Esta entrada me la ha sugerido un comentario hecho en otra entrada mía, allá por el mes de diciembre (“Un corazón hecho de amor”), en la que relaté una experiencia en la catequesis infantil de la parroquia.
«Es muy bella la inocencia de los infantes por espontánea, aunque a veces me planteo si prefiero la humildad de los ancianos, porque muchas veces está bruñida en experiencias mil», era la rúbrica que entonces se me dejó.
No voy a discutirlo; puede que la humildad, esa virtud tan pequeñita, no esté repartida debidamente, y que puestos a investigar sea posible que no la encontremos donde la busquemos, al menos con la justa distribución con que debiera acontecer. Para mí que ni entre niños, ni entre viejos. ¿Estará entre los de edad incierta?
Por esas cosas de la vida me toca chuflar con unos y con otras, con toda edad y condición, y me bato el cobre en un único idioma. Digo esto último para que se comprenda que no debiera haber lugar a dudas de malas interpretaciones, que si dije esto pero quería decir lo otro, que si me entendiste mal porque hablé muy deprisa, que si es que me expreso en un lenguaje poco habitual…

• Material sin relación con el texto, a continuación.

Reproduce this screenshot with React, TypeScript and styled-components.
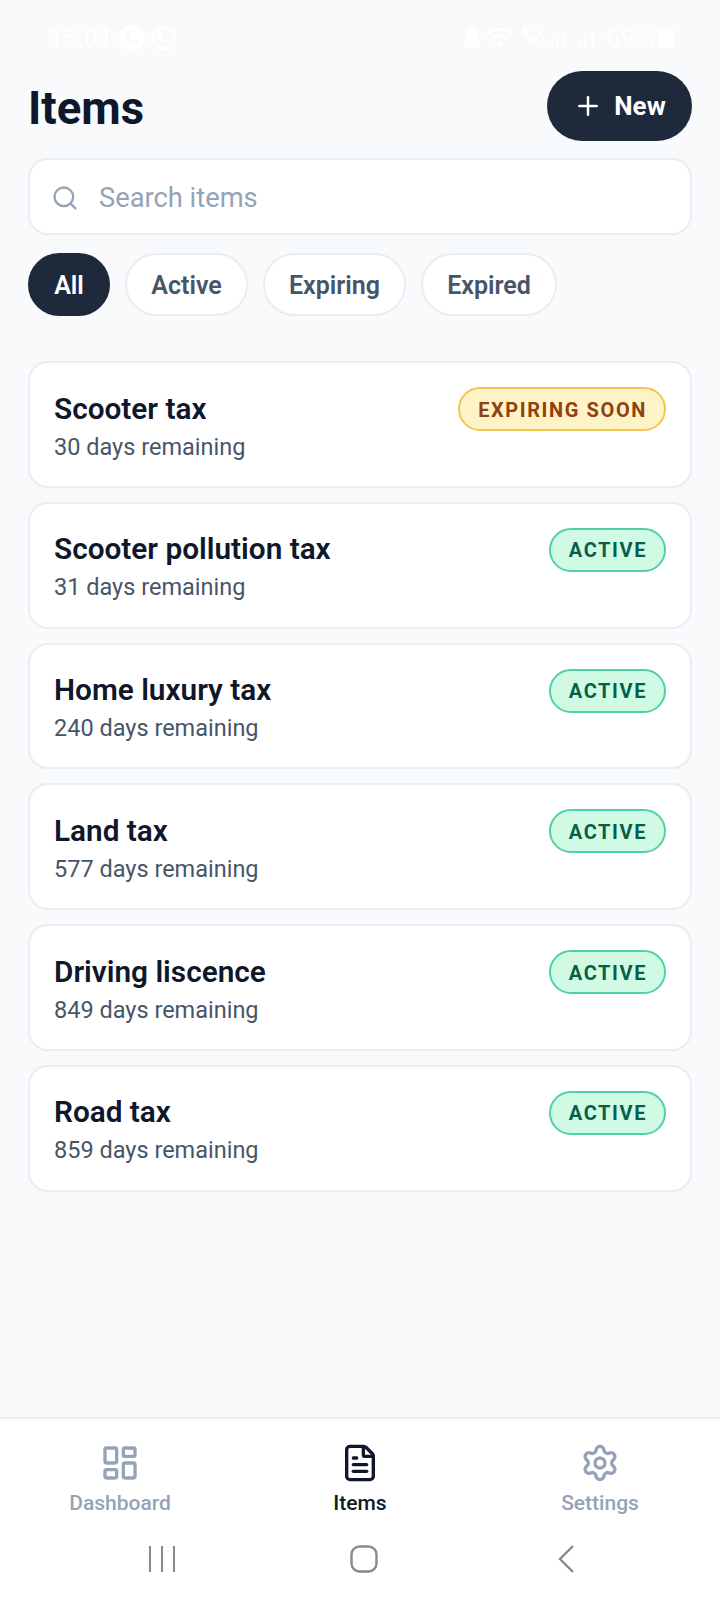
import React from "react";
import styled, { createGlobalStyle } from "styled-components";
import { Plus, Search, LayoutDashboard, FileText, Settings } from "lucide-react";

const Global = createGlobalStyle`
  html, body { margin: 0; padding: 0; background: #f8fafc; }
  * { box-sizing: border-box; }
`;

const Page = styled.div`
  width: 720px;
  height: 1600px;
  display: flex;
  flex-direction: column;
  background: #f8fafc;
  font-family: Roboto, "Liberation Sans", sans-serif;
  overflow: hidden;
`;

const StatusBar = styled.div`
  height: 70px;
  flex: none;
  padding: 24px 46px 0 48px;
  display: flex;
  justify-content: space-between;
  align-items: flex-start;
  color: #ffffff;
  font-size: 26px;
  line-height: 28px;
`;

const StatusGroup = styled.div`
  display: flex;
  align-items: center;
  gap: 6px;
  height: 28px;
`;

const Main = styled.main`
  flex: 1;
  padding: 0 28px;
  display: flex;
  flex-direction: column;
`;

const Header = styled.header`
  display: flex;
  justify-content: space-between;
  align-items: center;
  height: 70px;
`;

const Title = styled.h1`
  margin: 6px 0 0;
  font-size: 45.5px;
  font-weight: 700;
  letter-spacing: 0;
  color: #0f172a;
`;

const NewButton = styled.button`
  width: 145px;
  height: 70px;
  margin-top: 1px;
  border: none;
  border-radius: 35px;
  background: #1e293b;
  color: #ffffff;
  font: 700 26px Roboto, sans-serif;
  display: flex;
  align-items: center;
  justify-content: center;
  gap: 11px;
  padding: 0;
`;

const SearchBox = styled.div`
  margin-top: 18px;
  height: 77px;
  border: 2px solid #e9eef4;
  border-radius: 20px;
  background: #ffffff;
  display: flex;
  align-items: center;
  padding: 2px 21px 0;
  gap: 20px;
  color: #94a3b8;
  font-size: 27.3px;
`;

const Chips = styled.div`
  margin-top: 18px;
  display: flex;
  gap: 15px;
`;

const Chip = styled.div<{ $active?: boolean; $w: number }>`
  width: ${(p) => p.$w}px;
  height: 63px;
  border-radius: 32px;
  padding-top: 1px;
  display: flex;
  align-items: center;
  justify-content: center;
  font-size: 25px;
  font-weight: 600;
  color: ${(p) => (p.$active ? "#ffffff" : "#475569")};
  background: ${(p) => (p.$active ? "#1e293b" : "#ffffff")};
  border: 2px solid ${(p) => (p.$active ? "#1e293b" : "#e9eef4")};
`;

const List = styled.div`
  margin-top: 45px;
  display: flex;
  flex-direction: column;
  gap: 14px;
`;

const Card = styled.div`
  height: 126.8px;
  background: #ffffff;
  border: 2px solid #e9eef4;
  border-radius: 20px;
  padding: 24px 24px 0 24px;
  display: flex;
  justify-content: space-between;
  align-items: flex-start;
`;

const CardText = styled.div`
  margin-top: 1.5px;
  display: flex;
  flex-direction: column;
`;

const CardTitle = styled.div`
  font-size: 29.75px;
  line-height: 40px;
  font-weight: 600;
  color: #0f172a;
`;

const CardSub = styled.div`
  font-size: 23.5px;
  line-height: 36px;
  color: #475569;
`;

const Badge = styled.div<{ $kind: "active" | "soon" }>`
  height: 44px;
  padding: 1px 17px 0 18px;
  border-radius: 22px;
  display: flex;
  align-items: center;
  font-size: 20px;
  font-weight: 700;
  letter-spacing: 1.6px;
  color: ${(p) => (p.$kind === "soon" ? "#92400e" : "#065f46")};
  background: ${(p) => (p.$kind === "soon" ? "#fef3c7" : "#d1fae5")};
  border: 2px solid ${(p) => (p.$kind === "soon" ? "#f0c64c" : "#4fd1a5")};
`;

const BottomNav = styled.nav`
  flex: none;
  height: 110px;
  margin-top: -1px;
  background: #ffffff;
  border-top: 2px solid #e9eef4;
  display: grid;
  grid-template-columns: 240px 240px 240px;
  padding-top: 24px;
`;

const NavItem = styled.div<{ $active?: boolean }>`
  display: flex;
  flex-direction: column;
  align-items: center;
  gap: 8px;
  font-size: 21px;
  font-weight: 500;
  color: ${(p) => (p.$active ? "#0f172a" : "#94a3b8")};
`;

const SystemBar = styled.div`
  flex: none;
  height: 73px;
  background: #ffffff;
  display: flex;
  padding: 17px 0 0 61px;
`;

const SystemSlot = styled.div`
  width: 202px;
  height: 30px;
  display: flex;
  justify-content: center;
  align-items: center;
`;

const StatusIcon = styled.svg<{ $ml?: number }>`
  display: block;
  fill: #ffffff;
  flex: none;
  margin-left: ${(p) => p.$ml ?? 0}px;
`;

const Percent = styled.span`
  margin-left: 4px;
`;

const items = [
  ["Scooter tax", "30 days remaining", "soon"],
  ["Scooter pollution tax", "31 days remaining", "active"],
  ["Home luxury tax", "240 days remaining", "active"],
  ["Land tax", "577 days remaining", "active"],
  ["Driving liscence", "849 days remaining", "active"],
  ["Road tax", "859 days remaining", "active"],
] as const;

const PHONE = "M8 6c1-1 2-1 2.6 0l1.2 2.4c.3.7.1 1.3-.4 1.8l-.9.9c.7 1.5 1.9 2.8 3.4 3.5l.9-.9c.5-.5 1.1-.7 1.8-.4l2.3 1.2c1 .6 1 1.6 0 2.6-1.4 1.4-3.2 1.4-5.4.3-3-1.5-5.4-3.9-6.6-6.9-.8-2-.6-3.5.9-4.5z";

export default function App() {
  return (
    <Page>
      <Global />
      <StatusBar>
        <StatusGroup>
          <span>15:01</span>
          <StatusIcon width="26" height="26" viewBox="0 0 26 26">
            <path fillRule="evenodd" d={`M13 0a13 13 0 1 1 0 26a13 13 0 1 1 0-26z ${PHONE}`} />
          </StatusIcon>
          <StatusIcon width="26" height="26" viewBox="0 0 26 26">
            <path fillRule="evenodd" d={`M13 1a12 12 0 0 1 0 24a12 12 0 0 1-6-1.6L1.5 25l1.6-5.4A12 12 0 0 1 13 1zm0 2.5a9.5 9.5 0 0 0-8 14.6l-.9 3.6 3.6-1A9.5 9.5 0 1 0 13 3.500z ${PHONE}`} />
          </StatusIcon>
        </StatusGroup>
        <StatusGroup>
          <StatusIcon width="16" height="24" viewBox="0 0 16 24">
            <path d="M8 0c1 0 1.500.6 1.500 1.500C13 2.500 15 5 15 9v8l1 2v2H0v-2l1-2V9c0-4 2-6.500 5.500-7.500C6.500.6 7 0 8 0z" />
          </StatusIcon>
          <StatusIcon width="26" height="20" viewBox="0 0 26 20">
            <path d="M13 0c5 0 9.500 2 13 5.500L24 7.500C21 4.500 17.200 3 13 3S5 4.500 2 7.500L0 5.500C3.500 2 8 0 13 0zm0 6.500c3.300 0 6.300 1.300 8.600 3.600l-2 2C18 10.400 15.600 9.500 13 9.500s-5 .9-6.600 2.600l-2-2C6.700 7.800 9.700 6.500 13 6.500zM13 13c1.600 0 3 .6 4.100 1.700L13 19l-4.100-4.300C10 13.600 11.400 13 13 13z" />
          </StatusIcon>
          <StatusIcon width="26" height="26" viewBox="0 0 26 26">
            <path d="M6 2c1-1 2.500-1 3.200.3l1.500 3c.4.8.2 1.600-.5 2.200L9 8.600c.9 1.900 2.400 3.500 4.300 4.400l1.100-1.200c.6-.7 1.400-.9 2.200-.5l2.900 1.500c1.300.7 1.300 2.200.3 3.200-1.800 1.800-4 1.800-6.800.4-3.700-1.900-6.700-4.900-8.200-8.600C3 5 3.500 3.400 6 2zM14 1c5 0 9 4 9 9h-2c0-4-3-7-7-7z" />
          </StatusIcon>
          <StatusIcon width="18" height="20" viewBox="0 0 18 20">
            <path d="M0 15h3v4H0zM6 11h3v8H6zM13 4h3v15h-3z" />
          </StatusIcon>
          <StatusIcon width="18" height="20" viewBox="0 0 18 20" $ml={4}>
            <path d="M0 15h3v4H0zM6 11h3v8H6zM13 4h3v15h-3z" />
          </StatusIcon>
          <Percent>69%</Percent>
          <StatusIcon width="16" height="20" viewBox="0 0 16 20" $ml={-2}>
            <path d="M5 0h6v2h3c1 0 2 1 2 2v14c0 1-1 2-2 2H2c-1 0-2-1-2-2V4c0-1 1-2 2-2h3z" />
          </StatusIcon>
        </StatusGroup>
      </StatusBar>
      <Main>
        <Header>
          <Title>Items</Title>
          <NewButton>
            <Plus size={30} strokeWidth={2} />
            New
          </NewButton>
        </Header>
        <SearchBox>
          <Search size={28} strokeWidth={2} />
          Search items
        </SearchBox>
        <Chips>
          <Chip $active $w={82}>All</Chip>
          <Chip $w={123}>Active</Chip>
          <Chip $w={143}>Expiring</Chip>
          <Chip $w={136}>Expired</Chip>
        </Chips>
        <List>
          {items.map(([t, s, k]) => (
            <Card key={t}>
              <CardText>
                <CardTitle>{t}</CardTitle>
                <CardSub>{s}</CardSub>
              </CardText>
              <Badge $kind={k}>{k === "soon" ? "EXPIRING SOON" : "ACTIVE"}</Badge>
            </Card>
          ))}
        </List>
      </Main>
      <BottomNav>
        <NavItem><LayoutDashboard size={40} strokeWidth={2} />Dashboard</NavItem>
        <NavItem $active><FileText size={40} strokeWidth={2} />Items</NavItem>
        <NavItem><Settings size={40} strokeWidth={2} />Settings</NavItem>
      </BottomNav>
      <SystemBar>
        <SystemSlot>
          <svg width="28" height="28" viewBox="0 0 28 28" fill="none" stroke="#8a8a8a" strokeWidth="2">
            <path d="M2 1v26M14 1v26M26 1v26" />
          </svg>
        </SystemSlot>
        <SystemSlot>
          <svg width="28" height="28" viewBox="0 0 28 28" fill="none" stroke="#8a8a8a" strokeWidth="2.4">
            <rect x="1.500" y="1.500" width="25" height="25" rx="8" />
          </svg>
        </SystemSlot>
        <SystemSlot>
          <svg width="16" height="28" viewBox="0 0 16 28" fill="none" stroke="#8a8a8a" strokeWidth="2.4">
            <path d="M15 1L2 14l13 13" />
          </svg>
        </SystemSlot>
      </SystemBar>
    </Page>
  );
}
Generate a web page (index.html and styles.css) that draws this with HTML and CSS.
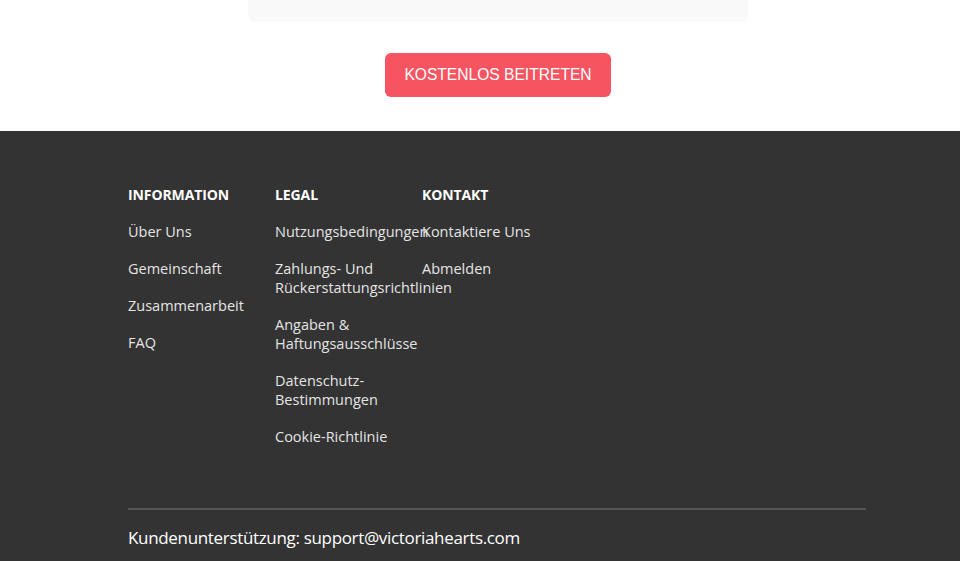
FILE: index.html
```html
<!DOCTYPE html>
<html lang="de">
<head>
<meta charset="utf-8">
<link rel="stylesheet" href="styles.css">
</head>
<body>
<section class="top">
  <div class="card"></div>
  <a class="cta" href="#">KOSTENLOS BEITRETEN</a>
</section>
<footer class="footer">
  <div class="inner">
    <div class="cols">
      <div class="col">
        <h4>INFORMATION</h4>
        <ul>
          <li>Über Uns</li>
          <li>Gemeinschaft</li>
          <li>Zusammenarbeit</li>
          <li>FAQ</li>
        </ul>
      </div>
      <div class="col">
        <h4>LEGAL</h4>
        <ul>
          <li>Nutzungsbedingungen</li>
          <li>Zahlungs- Und Rückerstattungsrichtlinien</li>
          <li>Angaben &amp; Haftungsausschlüsse</li>
          <li>Datenschutz-Bestimmungen</li>
          <li>Cookie-Richtlinie</li>
        </ul>
      </div>
      <div class="col">
        <h4>KONTAKT</h4>
        <ul>
          <li>Kontaktiere Uns</li>
          <li>Abmelden</li>
        </ul>
      </div>
    </div>
    <div class="rule"></div>
    <p class="support">Kundenunterstützung: support@victoriahearts.com</p>
  </div>
</footer>
</body>
</html>
```
FILE: styles.css
```css
html, body {
  margin: 0;
  padding: 0;
  background: #fff;
}
body {
  font-family: "Open Sans", sans-serif;
  overflow: hidden;
}
.top {
  display: flex;
  flex-direction: column;
  align-items: center;
  padding-left: 36px;
  padding-bottom: 34px;
}
.card {
  width: 500px;
  height: 22px;
  background: #f9f9f9;
  border-radius: 0 0 8px 8px;
}
.cta {
  margin-top: 31px;
  width: 226px;
  height: 44px;
  box-sizing: border-box;
  display: flex;
  align-items: center;
  justify-content: center;
  background: #f65461;
  color: #fff;
  border-radius: 6px;
  text-decoration: none;
  font-family: "Liberation Sans", Arial, sans-serif;
  font-size: 15.6px;
  padding-bottom: 1px;
}
.footer {
  background: #333333;
  padding-top: 54px;
  height: 430px;
  box-sizing: border-box;
}
.inner {
  width: 738px;
  margin-left: 128px;
}
.cols {
  display: flex;
}
.col {
  width: 147px;
  flex: none;
}
.col h4 {
  margin: 0;
  font-size: 14px;
  font-weight: 700;
  line-height: 20px;
  color: #fff;
  letter-spacing: -0.1px;
}
.col ul {
  list-style: none;
  margin: 17px 0 0;
  padding: 0;
}
.col li {
  font-size: 14.5px;
  line-height: 19px;
  color: #e4e4e4;
  margin-bottom: 18px;
}
.col:nth-child(2) li:first-child,
.col:nth-child(3) li {
  white-space: nowrap;
}
.rule {
  height: 2px;
  background: #555;
  margin-top: 44px;
}
.support {
  margin: 17px 0 0;
  font-size: 17px;
  line-height: 22px;
  color: #fff;
  letter-spacing: -0.33px;
}
```
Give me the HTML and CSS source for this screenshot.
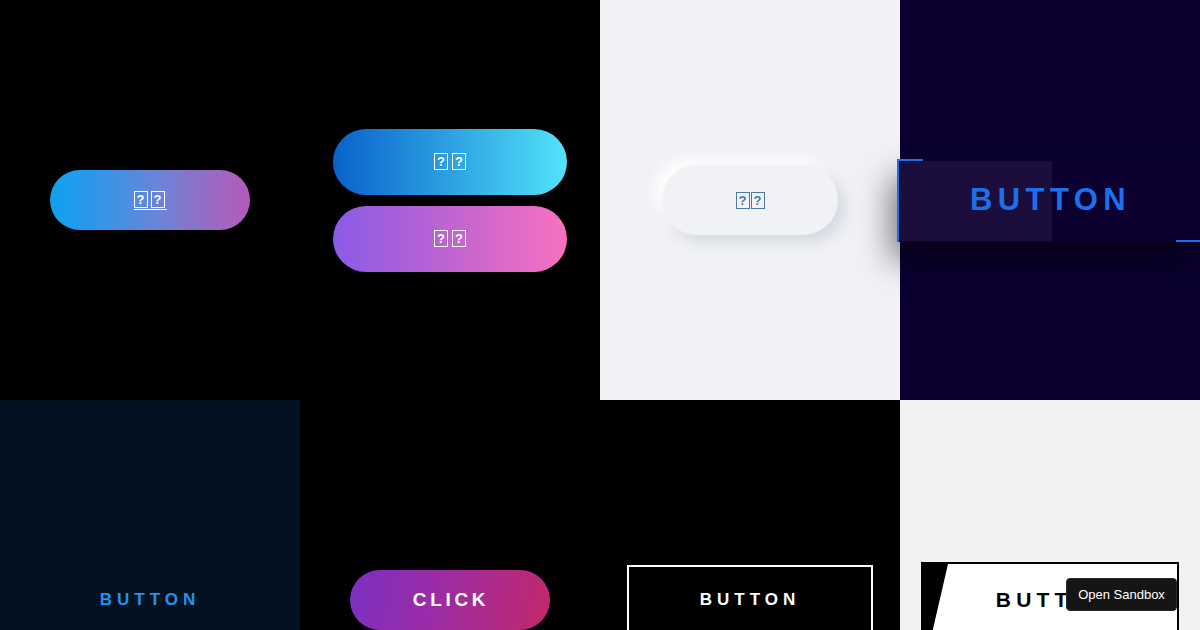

Para mí la humildad no se da entre los infantes, como tampoco se da en la edad provecta. Sencillamente porque no se trata de ningún fruto que madure por sí mismo y caiga al suelo de puro estar en sazón. Así es posible que ocurra con otras características humanas, llámense o no virtudes.
La violeta dicen que es el paradigma de la humildad. Su olor se percibe en medio del bosque mucho antes de que nuestro ojo llegue a descubrir dónde se oculta. No hizo nada la violeta para ser humilde, así nació, así es.
La humildad es una trabajosa ganancia que sólo se consigue a fuerza de negarse a sí mismo una y otra vez. No es suficiente que te nieguen otros. No basta carecer de todo para ser humilde. No es el resultado de un proceso reflexivo como el que dice, pues visto lo visto, y ya que no cabe otra cosa, vamos a ver si siendo humilde soy alguien.
La humildad exige elección. Hay que decidirse a ser humilde, elegir serlo, ponerse en el lugar del humilde, revestirse de humildad, convertirse a la humildad. La humildad ha de salir de lo más profundo, y no importa tanto cómo y por dónde aparezca; sí importa que sea. Y desde luego si aparece, y lo hace a la primera, mala humildad será; porque la humildad es la virtud de la invisibilidad, quien lo es, sencillamente no aparece en escena, está “desaparecido”, no cuenta para nada.
La persona humilde no se desprecia, pero aprecia a cualquiera por encima de sí. El ser humilde no es servil, pero está al servicio de todos. El humilde se conoce, vaya que sí, y sabe de sus limitaciones y carencias; por eso aprecia tanto las virtudes y valores de los demás. Valora, cómo no, su vida, pero mucho más la vida de los otros, incluso puede llegar a ofrecerse por ellos, poniéndose en su lugar. Hace cosas, es persona trabajadora, incluso una pizca más que la media, pero en su apreciación el esfuerzo de los otros es siempre mayor que el suyo, y el resultado, ¡dónde vamos a parar!, siempre el de los demás alcanza la excelencia.
No es una persona falsa, la humilde, que mienta, engañe y oculte; que va, no es capaz. Pasa perfectamente por tonta del bote, incluso puede llegar a ser el hazmerreír del grupo, un necio, loco de remate. Ella lo verá con naturalidad y en absoluto se molestará si causa risa o mofa. Llegado el momento, perdonar es lo suyo, olvidar por completo; y pedir perdón, eso también. Por todo y por nada, por ser, por estar, por no encajar…
No han tenido tiempo los infantes de ser humildes, con el tiempo, todo se andará. De momento dejemos que sean inocentes, que ya es bastante.
No aprovecharon bien el suyo los ancianos, por el hecho de serlo, para llegar a la humildad; se han podido quedar en muchos casos en “humillados”, que no es lo mismo.
Pero quien en la infancia, en la adolescencia, en la juventud, en la madurez o en la ancianidad logra ser humilde, hace dichosos y dichosas a cuantos y cuantas se rozan con él. Es una suerte de tal categoría, que yo lo prefiero al oro acrisolado.
Bien es verdad que hay un campo abonado donde la humildad puede florecer con más naturalidad: allá donde nada se tiene, nada se figura, nada se espera, sólo se vive el presente y el futuro vete tú a saber en qué consistirá. Ahí todo es posible, incluso la humildad.